● **Objective**
Strip the pictures and reproduce the rest of the listing exactly.
· · · · · · ·
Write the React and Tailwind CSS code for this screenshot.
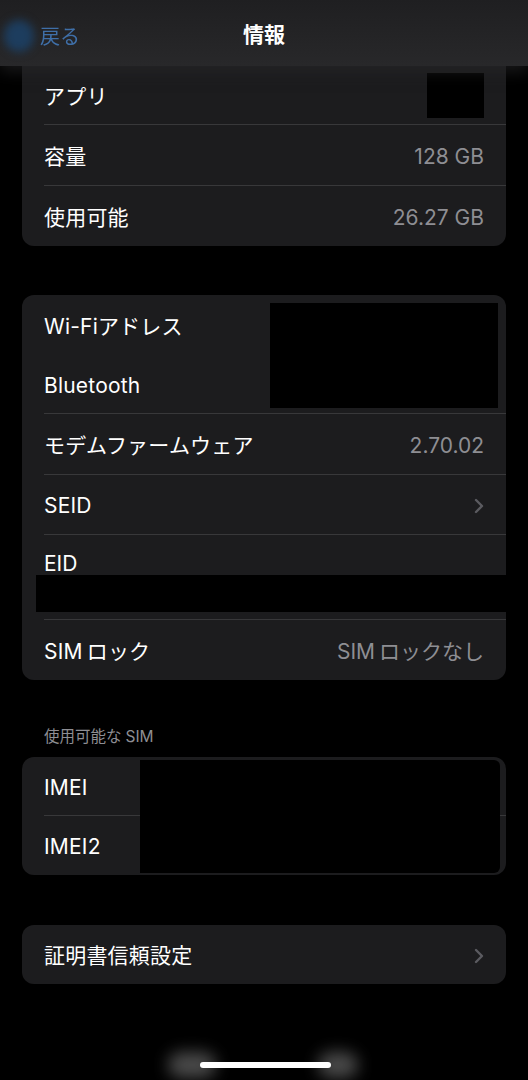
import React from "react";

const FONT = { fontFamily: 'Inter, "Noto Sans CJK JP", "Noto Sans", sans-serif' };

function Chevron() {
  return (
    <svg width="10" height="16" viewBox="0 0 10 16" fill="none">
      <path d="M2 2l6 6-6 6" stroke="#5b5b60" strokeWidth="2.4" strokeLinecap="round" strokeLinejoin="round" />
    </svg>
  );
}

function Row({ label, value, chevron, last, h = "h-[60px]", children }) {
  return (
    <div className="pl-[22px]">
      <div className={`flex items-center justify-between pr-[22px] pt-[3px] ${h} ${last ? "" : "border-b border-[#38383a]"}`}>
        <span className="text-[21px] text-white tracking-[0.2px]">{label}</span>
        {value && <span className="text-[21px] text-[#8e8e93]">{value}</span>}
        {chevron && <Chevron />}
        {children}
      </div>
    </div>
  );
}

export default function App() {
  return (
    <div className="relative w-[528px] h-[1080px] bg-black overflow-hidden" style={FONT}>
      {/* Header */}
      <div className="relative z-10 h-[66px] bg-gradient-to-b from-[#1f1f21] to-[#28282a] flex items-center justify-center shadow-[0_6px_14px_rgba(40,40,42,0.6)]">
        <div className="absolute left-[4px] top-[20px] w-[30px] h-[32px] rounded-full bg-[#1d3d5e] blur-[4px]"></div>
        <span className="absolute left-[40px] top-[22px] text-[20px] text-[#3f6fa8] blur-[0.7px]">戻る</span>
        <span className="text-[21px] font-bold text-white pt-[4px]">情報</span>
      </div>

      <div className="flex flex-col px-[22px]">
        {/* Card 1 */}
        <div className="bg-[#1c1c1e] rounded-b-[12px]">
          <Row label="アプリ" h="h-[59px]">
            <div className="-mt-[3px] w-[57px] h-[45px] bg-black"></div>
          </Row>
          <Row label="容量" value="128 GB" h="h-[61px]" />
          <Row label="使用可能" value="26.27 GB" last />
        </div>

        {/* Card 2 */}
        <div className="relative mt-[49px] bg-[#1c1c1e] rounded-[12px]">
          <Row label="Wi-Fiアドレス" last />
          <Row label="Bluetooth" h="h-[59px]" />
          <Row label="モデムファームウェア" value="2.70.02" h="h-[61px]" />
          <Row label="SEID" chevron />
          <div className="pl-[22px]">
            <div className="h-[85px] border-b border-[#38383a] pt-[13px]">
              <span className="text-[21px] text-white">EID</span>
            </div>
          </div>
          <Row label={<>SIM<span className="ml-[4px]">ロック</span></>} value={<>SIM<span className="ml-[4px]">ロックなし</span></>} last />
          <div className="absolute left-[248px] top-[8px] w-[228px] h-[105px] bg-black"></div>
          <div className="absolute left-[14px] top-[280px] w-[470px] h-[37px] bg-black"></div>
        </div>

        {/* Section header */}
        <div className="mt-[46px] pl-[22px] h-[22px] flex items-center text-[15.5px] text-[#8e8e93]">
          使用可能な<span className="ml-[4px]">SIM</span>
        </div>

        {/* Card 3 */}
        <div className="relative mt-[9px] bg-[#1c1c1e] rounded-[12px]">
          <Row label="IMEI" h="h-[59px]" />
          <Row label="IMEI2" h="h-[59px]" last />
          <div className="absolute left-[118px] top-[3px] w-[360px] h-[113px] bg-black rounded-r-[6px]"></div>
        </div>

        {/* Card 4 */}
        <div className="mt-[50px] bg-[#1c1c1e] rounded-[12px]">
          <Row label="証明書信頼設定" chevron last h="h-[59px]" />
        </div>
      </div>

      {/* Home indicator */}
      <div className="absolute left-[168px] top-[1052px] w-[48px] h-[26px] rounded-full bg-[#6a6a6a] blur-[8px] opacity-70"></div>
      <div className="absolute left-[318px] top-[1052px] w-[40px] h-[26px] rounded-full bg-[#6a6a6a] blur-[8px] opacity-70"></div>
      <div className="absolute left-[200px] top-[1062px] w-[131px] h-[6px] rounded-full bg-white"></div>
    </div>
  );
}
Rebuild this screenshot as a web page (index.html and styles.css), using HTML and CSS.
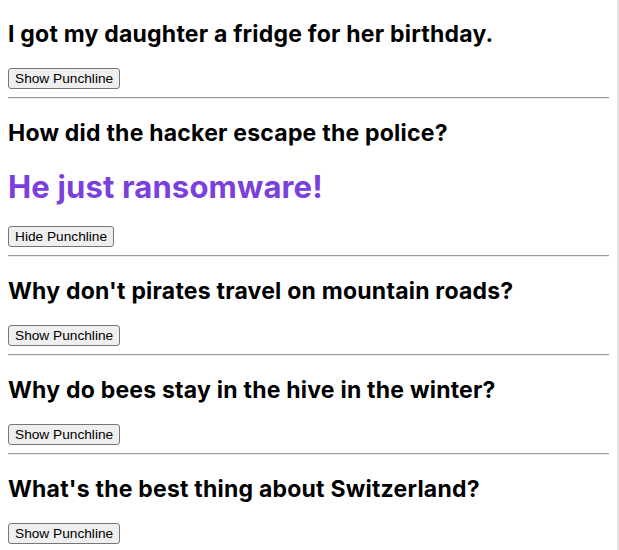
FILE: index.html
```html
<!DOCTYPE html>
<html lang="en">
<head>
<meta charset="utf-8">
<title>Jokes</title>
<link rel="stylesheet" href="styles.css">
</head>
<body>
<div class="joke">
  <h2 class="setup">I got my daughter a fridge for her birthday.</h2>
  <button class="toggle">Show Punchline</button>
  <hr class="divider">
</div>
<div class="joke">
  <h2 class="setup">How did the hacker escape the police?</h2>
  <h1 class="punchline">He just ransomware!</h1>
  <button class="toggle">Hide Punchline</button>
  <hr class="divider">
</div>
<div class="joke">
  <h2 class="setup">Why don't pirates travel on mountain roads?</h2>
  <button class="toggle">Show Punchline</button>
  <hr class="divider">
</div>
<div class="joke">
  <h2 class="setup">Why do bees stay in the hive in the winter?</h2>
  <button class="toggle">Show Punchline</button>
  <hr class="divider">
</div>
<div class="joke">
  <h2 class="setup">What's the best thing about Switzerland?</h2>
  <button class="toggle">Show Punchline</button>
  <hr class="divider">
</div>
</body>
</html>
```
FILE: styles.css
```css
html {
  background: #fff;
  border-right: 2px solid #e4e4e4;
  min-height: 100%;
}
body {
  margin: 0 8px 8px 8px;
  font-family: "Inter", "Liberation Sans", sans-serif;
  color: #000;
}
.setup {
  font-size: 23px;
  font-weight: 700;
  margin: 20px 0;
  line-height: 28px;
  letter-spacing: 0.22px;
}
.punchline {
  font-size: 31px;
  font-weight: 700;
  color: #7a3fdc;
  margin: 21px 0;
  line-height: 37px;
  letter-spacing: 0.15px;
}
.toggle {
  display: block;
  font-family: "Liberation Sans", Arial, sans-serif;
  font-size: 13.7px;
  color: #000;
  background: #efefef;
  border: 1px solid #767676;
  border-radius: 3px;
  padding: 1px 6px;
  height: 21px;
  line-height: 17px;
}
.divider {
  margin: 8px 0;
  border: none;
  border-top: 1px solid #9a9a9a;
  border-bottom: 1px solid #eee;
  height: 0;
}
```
· · · · · · ·
● **Finished task**
Write the React and Tailwind CSS code for this screenshot.
import React from "react";

const FONT = { fontFamily: 'Inter, "Noto Sans CJK JP", "Noto Sans", sans-serif' };

function Chevron() {
  return (
    <svg width="10" height="16" viewBox="0 0 10 16" fill="none">
      <path d="M2 2l6 6-6 6" stroke="#5b5b60" strokeWidth="2.4" strokeLinecap="round" strokeLinejoin="round" />
    </svg>
  );
}

function Row({ label, value, chevron, last, h = "h-[60px]", children }) {
  return (
    <div className="pl-[22px]">
      <div className={`flex items-center justify-between pr-[22px] pt-[3px] ${h} ${last ? "" : "border-b border-[#38383a]"}`}>
        <span className="text-[21px] text-white tracking-[0.2px]">{label}</span>
        {value && <span className="text-[21px] text-[#8e8e93]">{value}</span>}
        {chevron && <Chevron />}
        {children}
      </div>
    </div>
  );
}

export default function App() {
  return (
    <div className="relative w-[528px] h-[1080px] bg-black overflow-hidden" style={FONT}>
      {/* Header */}
      <div className="relative z-10 h-[66px] bg-gradient-to-b from-[#1f1f21] to-[#28282a] flex items-center justify-center shadow-[0_6px_14px_rgba(40,40,42,0.6)]">
        <div className="absolute left-[4px] top-[20px] w-[30px] h-[32px] rounded-full bg-[#1d3d5e] blur-[4px]"></div>
        <span className="absolute left-[40px] top-[22px] text-[20px] text-[#3f6fa8] blur-[0.7px]">戻る</span>
        <span className="text-[21px] font-bold text-white pt-[4px]">情報</span>
      </div>

      <div className="flex flex-col px-[22px]">
        {/* Card 1 */}
        <div className="bg-[#1c1c1e] rounded-b-[12px]">
          <Row label="アプリ" h="h-[59px]">
            <div className="-mt-[3px] w-[57px] h-[45px] bg-black"></div>
          </Row>
          <Row label="容量" value="128 GB" h="h-[61px]" />
          <Row label="使用可能" value="26.27 GB" last />
        </div>

        {/* Card 2 */}
        <div className="relative mt-[49px] bg-[#1c1c1e] rounded-[12px]">
          <Row label="Wi-Fiアドレス" last />
          <Row label="Bluetooth" h="h-[59px]" />
          <Row label="モデムファームウェア" value="2.70.02" h="h-[61px]" />
          <Row label="SEID" chevron />
          <div className="pl-[22px]">
            <div className="h-[85px] border-b border-[#38383a] pt-[13px]">
              <span className="text-[21px] text-white">EID</span>
            </div>
          </div>
          <Row label={<>SIM<span className="ml-[4px]">ロック</span></>} value={<>SIM<span className="ml-[4px]">ロックなし</span></>} last />
          <div className="absolute left-[248px] top-[8px] w-[228px] h-[105px] bg-black"></div>
          <div className="absolute left-[14px] top-[280px] w-[470px] h-[37px] bg-black"></div>
        </div>

        {/* Section header */}
        <div className="mt-[46px] pl-[22px] h-[22px] flex items-center text-[15.5px] text-[#8e8e93]">
          使用可能な<span className="ml-[4px]">SIM</span>
        </div>

        {/* Card 3 */}
        <div className="relative mt-[9px] bg-[#1c1c1e] rounded-[12px]">
          <Row label="IMEI" h="h-[59px]" />
          <Row label="IMEI2" h="h-[59px]" last />
          <div className="absolute left-[118px] top-[3px] w-[360px] h-[113px] bg-black rounded-r-[6px]"></div>
        </div>

        {/* Card 4 */}
        <div className="mt-[50px] bg-[#1c1c1e] rounded-[12px]">
          <Row label="証明書信頼設定" chevron last h="h-[59px]" />
        </div>
      </div>

      {/* Home indicator */}
      <div className="absolute left-[168px] top-[1052px] w-[48px] h-[26px] rounded-full bg-[#6a6a6a] blur-[8px] opacity-70"></div>
      <div className="absolute left-[318px] top-[1052px] w-[40px] h-[26px] rounded-full bg-[#6a6a6a] blur-[8px] opacity-70"></div>
      <div className="absolute left-[200px] top-[1062px] w-[131px] h-[6px] rounded-full bg-white"></div>
    </div>
  );
}
Rebuild this screenshot as a web page (index.html and styles.css), using HTML and CSS.
FILE: index.html
```html
<!DOCTYPE html>
<html lang="en">
<head>
<meta charset="utf-8">
<title>Jokes</title>
<link rel="stylesheet" href="styles.css">
</head>
<body>
<div class="joke">
  <h2 class="setup">I got my daughter a fridge for her birthday.</h2>
  <button class="toggle">Show Punchline</button>
  <hr class="divider">
</div>
<div class="joke">
  <h2 class="setup">How did the hacker escape the police?</h2>
  <h1 class="punchline">He just ransomware!</h1>
  <button class="toggle">Hide Punchline</button>
  <hr class="divider">
</div>
<div class="joke">
  <h2 class="setup">Why don't pirates travel on mountain roads?</h2>
  <button class="toggle">Show Punchline</button>
  <hr class="divider">
</div>
<div class="joke">
  <h2 class="setup">Why do bees stay in the hive in the winter?</h2>
  <button class="toggle">Show Punchline</button>
  <hr class="divider">
</div>
<div class="joke">
  <h2 class="setup">What's the best thing about Switzerland?</h2>
  <button class="toggle">Show Punchline</button>
  <hr class="divider">
</div>
</body>
</html>
```
FILE: styles.css
```css
html {
  background: #fff;
  border-right: 2px solid #e4e4e4;
  min-height: 100%;
}
body {
  margin: 0 8px 8px 8px;
  font-family: "Inter", "Liberation Sans", sans-serif;
  color: #000;
}
.setup {
  font-size: 23px;
  font-weight: 700;
  margin: 20px 0;
  line-height: 28px;
  letter-spacing: 0.22px;
}
.punchline {
  font-size: 31px;
  font-weight: 700;
  color: #7a3fdc;
  margin: 21px 0;
  line-height: 37px;
  letter-spacing: 0.15px;
}
.toggle {
  display: block;
  font-family: "Liberation Sans", Arial, sans-serif;
  font-size: 13.7px;
  color: #000;
  background: #efefef;
  border: 1px solid #767676;
  border-radius: 3px;
  padding: 1px 6px;
  height: 21px;
  line-height: 17px;
}
.divider {
  margin: 8px 0;
  border: none;
  border-top: 1px solid #9a9a9a;
  border-bottom: 1px solid #eee;
  height: 0;
}
```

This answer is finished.